* GIVEN EXERCISE
Without the pictures, return each record as it appears.

____

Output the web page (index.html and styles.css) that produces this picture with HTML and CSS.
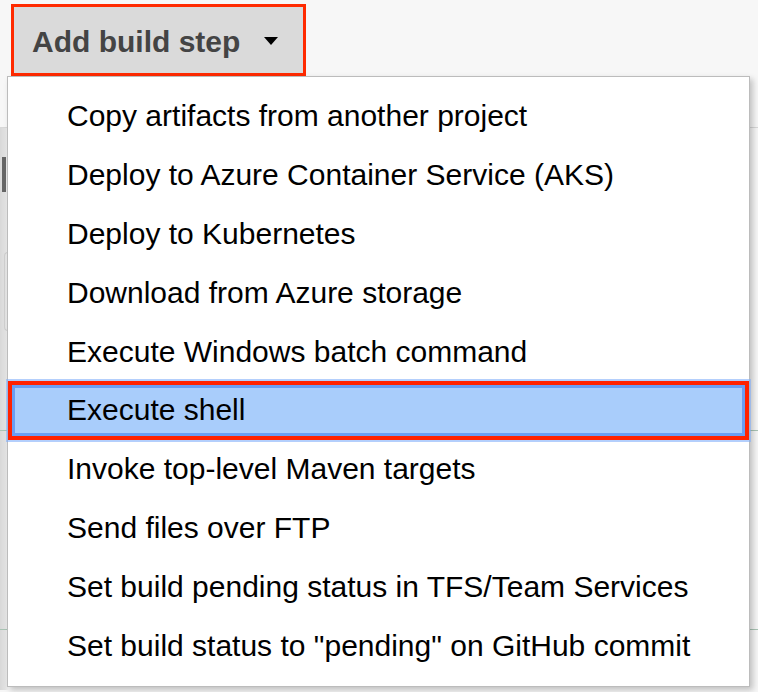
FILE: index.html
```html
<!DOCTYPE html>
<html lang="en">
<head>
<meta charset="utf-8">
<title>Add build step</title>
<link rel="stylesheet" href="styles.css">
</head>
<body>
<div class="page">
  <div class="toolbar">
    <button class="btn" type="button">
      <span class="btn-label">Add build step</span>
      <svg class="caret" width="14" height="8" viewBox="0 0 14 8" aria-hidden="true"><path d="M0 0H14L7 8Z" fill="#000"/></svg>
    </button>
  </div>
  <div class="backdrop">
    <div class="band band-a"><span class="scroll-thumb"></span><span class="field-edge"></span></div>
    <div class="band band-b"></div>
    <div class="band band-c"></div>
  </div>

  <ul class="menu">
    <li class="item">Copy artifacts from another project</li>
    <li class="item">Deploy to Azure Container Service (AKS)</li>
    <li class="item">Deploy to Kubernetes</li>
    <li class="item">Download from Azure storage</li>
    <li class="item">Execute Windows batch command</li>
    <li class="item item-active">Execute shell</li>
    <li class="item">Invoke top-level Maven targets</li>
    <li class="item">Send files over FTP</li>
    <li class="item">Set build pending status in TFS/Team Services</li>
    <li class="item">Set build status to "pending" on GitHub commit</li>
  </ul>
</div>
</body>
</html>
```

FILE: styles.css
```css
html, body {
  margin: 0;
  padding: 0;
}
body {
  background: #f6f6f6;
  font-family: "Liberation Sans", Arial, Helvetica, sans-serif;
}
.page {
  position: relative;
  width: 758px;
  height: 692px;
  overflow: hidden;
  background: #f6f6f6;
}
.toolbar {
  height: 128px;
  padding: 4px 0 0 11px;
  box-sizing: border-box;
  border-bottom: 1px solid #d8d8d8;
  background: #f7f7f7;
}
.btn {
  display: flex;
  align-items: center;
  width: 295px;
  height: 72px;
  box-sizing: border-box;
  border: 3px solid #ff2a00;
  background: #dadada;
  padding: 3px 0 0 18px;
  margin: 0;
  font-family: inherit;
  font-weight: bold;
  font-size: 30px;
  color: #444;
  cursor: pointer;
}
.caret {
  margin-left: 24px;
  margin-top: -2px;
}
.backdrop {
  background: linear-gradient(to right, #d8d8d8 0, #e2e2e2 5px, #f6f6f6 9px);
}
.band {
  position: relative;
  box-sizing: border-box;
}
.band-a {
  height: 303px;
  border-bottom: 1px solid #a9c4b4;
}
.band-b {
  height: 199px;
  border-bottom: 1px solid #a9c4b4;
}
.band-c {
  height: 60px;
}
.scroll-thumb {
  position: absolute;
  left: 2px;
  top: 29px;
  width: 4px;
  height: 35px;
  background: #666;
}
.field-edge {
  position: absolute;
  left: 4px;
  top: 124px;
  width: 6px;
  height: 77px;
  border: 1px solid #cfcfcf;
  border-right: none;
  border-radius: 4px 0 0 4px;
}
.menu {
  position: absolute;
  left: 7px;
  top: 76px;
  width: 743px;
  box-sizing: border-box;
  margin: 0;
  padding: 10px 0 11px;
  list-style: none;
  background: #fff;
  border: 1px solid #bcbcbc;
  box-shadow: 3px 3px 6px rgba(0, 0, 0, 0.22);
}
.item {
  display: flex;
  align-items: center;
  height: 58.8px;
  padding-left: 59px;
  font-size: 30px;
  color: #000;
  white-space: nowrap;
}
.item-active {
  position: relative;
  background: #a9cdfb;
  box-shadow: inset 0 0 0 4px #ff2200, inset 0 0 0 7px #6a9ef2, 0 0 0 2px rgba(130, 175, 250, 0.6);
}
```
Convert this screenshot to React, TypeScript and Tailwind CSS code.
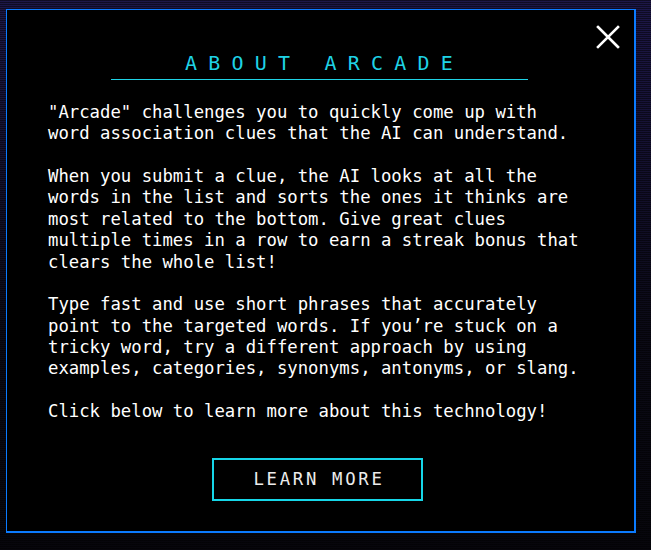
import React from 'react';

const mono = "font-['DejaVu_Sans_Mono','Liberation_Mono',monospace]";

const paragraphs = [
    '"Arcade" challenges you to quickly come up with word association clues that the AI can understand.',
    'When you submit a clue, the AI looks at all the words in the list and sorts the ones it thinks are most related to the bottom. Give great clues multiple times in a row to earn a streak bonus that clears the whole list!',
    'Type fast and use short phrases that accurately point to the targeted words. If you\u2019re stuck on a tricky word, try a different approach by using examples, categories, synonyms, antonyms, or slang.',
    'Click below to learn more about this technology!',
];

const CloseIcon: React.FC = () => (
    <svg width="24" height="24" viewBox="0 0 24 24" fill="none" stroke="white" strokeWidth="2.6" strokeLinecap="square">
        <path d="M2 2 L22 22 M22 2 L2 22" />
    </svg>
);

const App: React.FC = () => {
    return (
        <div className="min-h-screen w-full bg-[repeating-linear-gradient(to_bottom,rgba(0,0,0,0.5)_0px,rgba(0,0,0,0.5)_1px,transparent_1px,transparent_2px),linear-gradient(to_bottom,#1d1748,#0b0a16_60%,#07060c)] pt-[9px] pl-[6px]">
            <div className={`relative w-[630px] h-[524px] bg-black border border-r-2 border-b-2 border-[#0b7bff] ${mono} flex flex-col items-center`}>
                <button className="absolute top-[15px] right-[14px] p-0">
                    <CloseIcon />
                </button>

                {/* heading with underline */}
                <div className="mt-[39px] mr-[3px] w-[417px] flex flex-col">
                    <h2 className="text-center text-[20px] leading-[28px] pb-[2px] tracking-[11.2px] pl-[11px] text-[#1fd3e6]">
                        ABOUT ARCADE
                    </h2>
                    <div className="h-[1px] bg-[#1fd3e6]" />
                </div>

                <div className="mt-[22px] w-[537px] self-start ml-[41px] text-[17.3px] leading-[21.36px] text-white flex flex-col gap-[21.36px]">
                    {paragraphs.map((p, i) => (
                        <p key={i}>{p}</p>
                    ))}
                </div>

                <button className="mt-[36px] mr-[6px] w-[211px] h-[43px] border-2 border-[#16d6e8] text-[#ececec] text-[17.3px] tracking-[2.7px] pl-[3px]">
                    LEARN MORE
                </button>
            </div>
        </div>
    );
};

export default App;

____

* CORRECT RESPONSE
Output the web page (index.html and styles.css) that produces this picture with HTML and CSS.
FILE: index.html
```html
<!DOCTYPE html>
<html lang="en">
<head>
<meta charset="utf-8">
<title>Add build step</title>
<link rel="stylesheet" href="styles.css">
</head>
<body>
<div class="page">
  <div class="toolbar">
    <button class="btn" type="button">
      <span class="btn-label">Add build step</span>
      <svg class="caret" width="14" height="8" viewBox="0 0 14 8" aria-hidden="true"><path d="M0 0H14L7 8Z" fill="#000"/></svg>
    </button>
  </div>
  <div class="backdrop">
    <div class="band band-a"><span class="scroll-thumb"></span><span class="field-edge"></span></div>
    <div class="band band-b"></div>
    <div class="band band-c"></div>
  </div>

  <ul class="menu">
    <li class="item">Copy artifacts from another project</li>
    <li class="item">Deploy to Azure Container Service (AKS)</li>
    <li class="item">Deploy to Kubernetes</li>
    <li class="item">Download from Azure storage</li>
    <li class="item">Execute Windows batch command</li>
    <li class="item item-active">Execute shell</li>
    <li class="item">Invoke top-level Maven targets</li>
    <li class="item">Send files over FTP</li>
    <li class="item">Set build pending status in TFS/Team Services</li>
    <li class="item">Set build status to "pending" on GitHub commit</li>
  </ul>
</div>
</body>
</html>
```

FILE: styles.css
```css
html, body {
  margin: 0;
  padding: 0;
}
body {
  background: #f6f6f6;
  font-family: "Liberation Sans", Arial, Helvetica, sans-serif;
}
.page {
  position: relative;
  width: 758px;
  height: 692px;
  overflow: hidden;
  background: #f6f6f6;
}
.toolbar {
  height: 128px;
  padding: 4px 0 0 11px;
  box-sizing: border-box;
  border-bottom: 1px solid #d8d8d8;
  background: #f7f7f7;
}
.btn {
  display: flex;
  align-items: center;
  width: 295px;
  height: 72px;
  box-sizing: border-box;
  border: 3px solid #ff2a00;
  background: #dadada;
  padding: 3px 0 0 18px;
  margin: 0;
  font-family: inherit;
  font-weight: bold;
  font-size: 30px;
  color: #444;
  cursor: pointer;
}
.caret {
  margin-left: 24px;
  margin-top: -2px;
}
.backdrop {
  background: linear-gradient(to right, #d8d8d8 0, #e2e2e2 5px, #f6f6f6 9px);
}
.band {
  position: relative;
  box-sizing: border-box;
}
.band-a {
  height: 303px;
  border-bottom: 1px solid #a9c4b4;
}
.band-b {
  height: 199px;
  border-bottom: 1px solid #a9c4b4;
}
.band-c {
  height: 60px;
}
.scroll-thumb {
  position: absolute;
  left: 2px;
  top: 29px;
  width: 4px;
  height: 35px;
  background: #666;
}
.field-edge {
  position: absolute;
  left: 4px;
  top: 124px;
  width: 6px;
  height: 77px;
  border: 1px solid #cfcfcf;
  border-right: none;
  border-radius: 4px 0 0 4px;
}
.menu {
  position: absolute;
  left: 7px;
  top: 76px;
  width: 743px;
  box-sizing: border-box;
  margin: 0;
  padding: 10px 0 11px;
  list-style: none;
  background: #fff;
  border: 1px solid #bcbcbc;
  box-shadow: 3px 3px 6px rgba(0, 0, 0, 0.22);
}
.item {
  display: flex;
  align-items: center;
  height: 58.8px;
  padding-left: 59px;
  font-size: 30px;
  color: #000;
  white-space: nowrap;
}
.item-active {
  position: relative;
  background: #a9cdfb;
  box-shadow: inset 0 0 0 4px #ff2200, inset 0 0 0 7px #6a9ef2, 0 0 0 2px rgba(130, 175, 250, 0.6);
}
```
Convert this screenshot to React, TypeScript and Tailwind CSS code.
import React from 'react';

const mono = "font-['DejaVu_Sans_Mono','Liberation_Mono',monospace]";

const paragraphs = [
    '"Arcade" challenges you to quickly come up with word association clues that the AI can understand.',
    'When you submit a clue, the AI looks at all the words in the list and sorts the ones it thinks are most related to the bottom. Give great clues multiple times in a row to earn a streak bonus that clears the whole list!',
    'Type fast and use short phrases that accurately point to the targeted words. If you\u2019re stuck on a tricky word, try a different approach by using examples, categories, synonyms, antonyms, or slang.',
    'Click below to learn more about this technology!',
];

const CloseIcon: React.FC = () => (
    <svg width="24" height="24" viewBox="0 0 24 24" fill="none" stroke="white" strokeWidth="2.6" strokeLinecap="square">
        <path d="M2 2 L22 22 M22 2 L2 22" />
    </svg>
);

const App: React.FC = () => {
    return (
        <div className="min-h-screen w-full bg-[repeating-linear-gradient(to_bottom,rgba(0,0,0,0.5)_0px,rgba(0,0,0,0.5)_1px,transparent_1px,transparent_2px),linear-gradient(to_bottom,#1d1748,#0b0a16_60%,#07060c)] pt-[9px] pl-[6px]">
            <div className={`relative w-[630px] h-[524px] bg-black border border-r-2 border-b-2 border-[#0b7bff] ${mono} flex flex-col items-center`}>
                <button className="absolute top-[15px] right-[14px] p-0">
                    <CloseIcon />
                </button>

                {/* heading with underline */}
                <div className="mt-[39px] mr-[3px] w-[417px] flex flex-col">
                    <h2 className="text-center text-[20px] leading-[28px] pb-[2px] tracking-[11.2px] pl-[11px] text-[#1fd3e6]">
                        ABOUT ARCADE
                    </h2>
                    <div className="h-[1px] bg-[#1fd3e6]" />
                </div>

                <div className="mt-[22px] w-[537px] self-start ml-[41px] text-[17.3px] leading-[21.36px] text-white flex flex-col gap-[21.36px]">
                    {paragraphs.map((p, i) => (
                        <p key={i}>{p}</p>
                    ))}
                </div>

                <button className="mt-[36px] mr-[6px] w-[211px] h-[43px] border-2 border-[#16d6e8] text-[#ececec] text-[17.3px] tracking-[2.7px] pl-[3px]">
                    LEARN MORE
                </button>
            </div>
        </div>
    );
};

export default App;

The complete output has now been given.